■ Task to complete: Restate all the material verbatim, except for the pictures.

Begin

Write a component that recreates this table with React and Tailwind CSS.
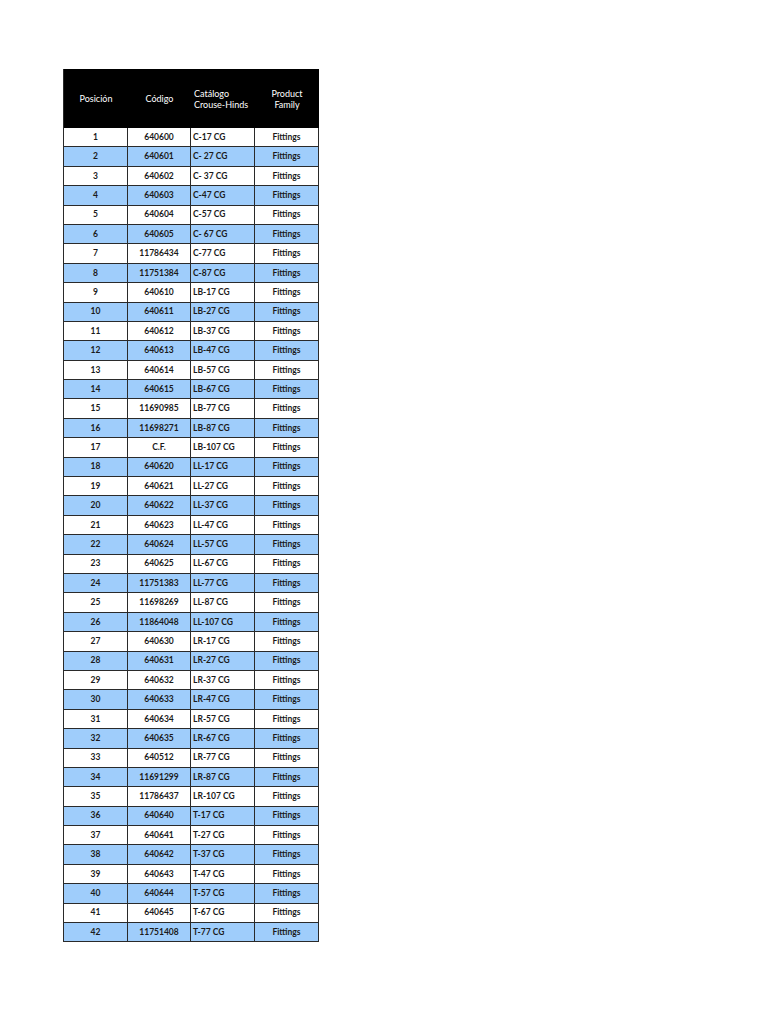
const rows = [
  ["1", "640600", "C-17 CG"],
  ["2", "640601", "C- 27 CG"],
  ["3", "640602", "C- 37 CG"],
  ["4", "640603", "C-47 CG"],
  ["5", "640604", "C-57 CG"],
  ["6", "640605", "C- 67 CG"],
  ["7", "11786434", "C-77 CG"],
  ["8", "11751384", "C-87 CG"],
  ["9", "640610", "LB-17 CG"],
  ["10", "640611", "LB-27 CG"],
  ["11", "640612", "LB-37 CG"],
  ["12", "640613", "LB-47 CG"],
  ["13", "640614", "LB-57 CG"],
  ["14", "640615", "LB-67 CG"],
  ["15", "11690985", "LB-77 CG"],
  ["16", "11698271", "LB-87 CG"],
  ["17", "C.F.", "LB-107 CG"],
  ["18", "640620", "LL-17 CG"],
  ["19", "640621", "LL-27 CG"],
  ["20", "640622", "LL-37 CG"],
  ["21", "640623", "LL-47 CG"],
  ["22", "640624", "LL-57 CG"],
  ["23", "640625", "LL-67 CG"],
  ["24", "11751383", "LL-77 CG"],
  ["25", "11698269", "LL-87 CG"],
  ["26", "11864048", "LL-107 CG"],
  ["27", "640630", "LR-17 CG"],
  ["28", "640631", "LR-27 CG"],
  ["29", "640632", "LR-37 CG"],
  ["30", "640633", "LR-47 CG"],
  ["31", "640634", "LR-57 CG"],
  ["32", "640635", "LR-67 CG"],
  ["33", "640512", "LR-77 CG"],
  ["34", "11691299", "LR-87 CG"],
  ["35", "11786437", "LR-107 CG"],
  ["36", "640640", "T-17 CG"],
  ["37", "640641", "T-27 CG"],
  ["38", "640642", "T-37 CG"],
  ["39", "640643", "T-47 CG"],
  ["40", "640644", "T-57 CG"],
  ["41", "640645", "T-67 CG"],
  ["42", "11751408", "T-77 CG"],
];

export default function App() {
  return (
    <div
      className="min-h-[1024px] w-[768px] bg-white pt-[69px] pl-[63px]"
      style={{ fontFamily: "Lato, 'Open Sans', sans-serif" }}
    >
      <div className="w-[256px] border-l border-[#2a2a2a]">
        <div className="grid h-[59px] grid-cols-[64px_63px_64px_64px] items-center bg-black text-[9px] leading-[11px] text-white">
          <div className="text-center">Posición</div>
          <div className="text-center">Código</div>
          <div className="pl-[3px]">
            Catálogo
            <br />
            Crouse-Hinds
          </div>
          <div className="text-center">
            Product
            <br />
            Family
          </div>
        </div>
        {rows.map((r, i) => (
          <div
            key={r[0]}
            className={
              "grid h-[19.4px] grid-cols-[64px_63px_64px_64px] border-b border-[#2a2a2a] text-[8.5px] font-bold text-[#1a1a1a] " +
              (i % 2 === 1 ? "bg-[#9fcdfb]" : "bg-white")
            }
          >
            <div className="flex items-center justify-center border-r border-[#2a2a2a]">{r[0]}</div>
            <div className="flex items-center justify-center border-r border-[#2a2a2a]">{r[1]}</div>
            <div className="flex items-center border-r border-[#2a2a2a] pl-[2px]">{r[2]}</div>
            <div className="flex items-center justify-center border-r border-[#2a2a2a]">Fittings</div>
          </div>
        ))}
      </div>
    </div>
  );
}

End

■ Answer below:
Write a component that recreates this table with React and Tailwind CSS.
const rows = [
  ["1", "640600", "C-17 CG"],
  ["2", "640601", "C- 27 CG"],
  ["3", "640602", "C- 37 CG"],
  ["4", "640603", "C-47 CG"],
  ["5", "640604", "C-57 CG"],
  ["6", "640605", "C- 67 CG"],
  ["7", "11786434", "C-77 CG"],
  ["8", "11751384", "C-87 CG"],
  ["9", "640610", "LB-17 CG"],
  ["10", "640611", "LB-27 CG"],
  ["11", "640612", "LB-37 CG"],
  ["12", "640613", "LB-47 CG"],
  ["13", "640614", "LB-57 CG"],
  ["14", "640615", "LB-67 CG"],
  ["15", "11690985", "LB-77 CG"],
  ["16", "11698271", "LB-87 CG"],
  ["17", "C.F.", "LB-107 CG"],
  ["18", "640620", "LL-17 CG"],
  ["19", "640621", "LL-27 CG"],
  ["20", "640622", "LL-37 CG"],
  ["21", "640623", "LL-47 CG"],
  ["22", "640624", "LL-57 CG"],
  ["23", "640625", "LL-67 CG"],
  ["24", "11751383", "LL-77 CG"],
  ["25", "11698269", "LL-87 CG"],
  ["26", "11864048", "LL-107 CG"],
  ["27", "640630", "LR-17 CG"],
  ["28", "640631", "LR-27 CG"],
  ["29", "640632", "LR-37 CG"],
  ["30", "640633", "LR-47 CG"],
  ["31", "640634", "LR-57 CG"],
  ["32", "640635", "LR-67 CG"],
  ["33", "640512", "LR-77 CG"],
  ["34", "11691299", "LR-87 CG"],
  ["35", "11786437", "LR-107 CG"],
  ["36", "640640", "T-17 CG"],
  ["37", "640641", "T-27 CG"],
  ["38", "640642", "T-37 CG"],
  ["39", "640643", "T-47 CG"],
  ["40", "640644", "T-57 CG"],
  ["41", "640645", "T-67 CG"],
  ["42", "11751408", "T-77 CG"],
];

export default function App() {
  return (
    <div
      className="min-h-[1024px] w-[768px] bg-white pt-[69px] pl-[63px]"
      style={{ fontFamily: "Lato, 'Open Sans', sans-serif" }}
    >
      <div className="w-[256px] border-l border-[#2a2a2a]">
        <div className="grid h-[59px] grid-cols-[64px_63px_64px_64px] items-center bg-black text-[9px] leading-[11px] text-white">
          <div className="text-center">Posición</div>
          <div className="text-center">Código</div>
          <div className="pl-[3px]">
            Catálogo
            <br />
            Crouse-Hinds
          </div>
          <div className="text-center">
            Product
            <br />
            Family
          </div>
        </div>
        {rows.map((r, i) => (
          <div
            key={r[0]}
            className={
              "grid h-[19.4px] grid-cols-[64px_63px_64px_64px] border-b border-[#2a2a2a] text-[8.5px] font-bold text-[#1a1a1a] " +
              (i % 2 === 1 ? "bg-[#9fcdfb]" : "bg-white")
            }
          >
            <div className="flex items-center justify-center border-r border-[#2a2a2a]">{r[0]}</div>
            <div className="flex items-center justify-center border-r border-[#2a2a2a]">{r[1]}</div>
            <div className="flex items-center border-r border-[#2a2a2a] pl-[2px]">{r[2]}</div>
            <div className="flex items-center justify-center border-r border-[#2a2a2a]">Fittings</div>
          </div>
        ))}
      </div>
    </div>
  );
}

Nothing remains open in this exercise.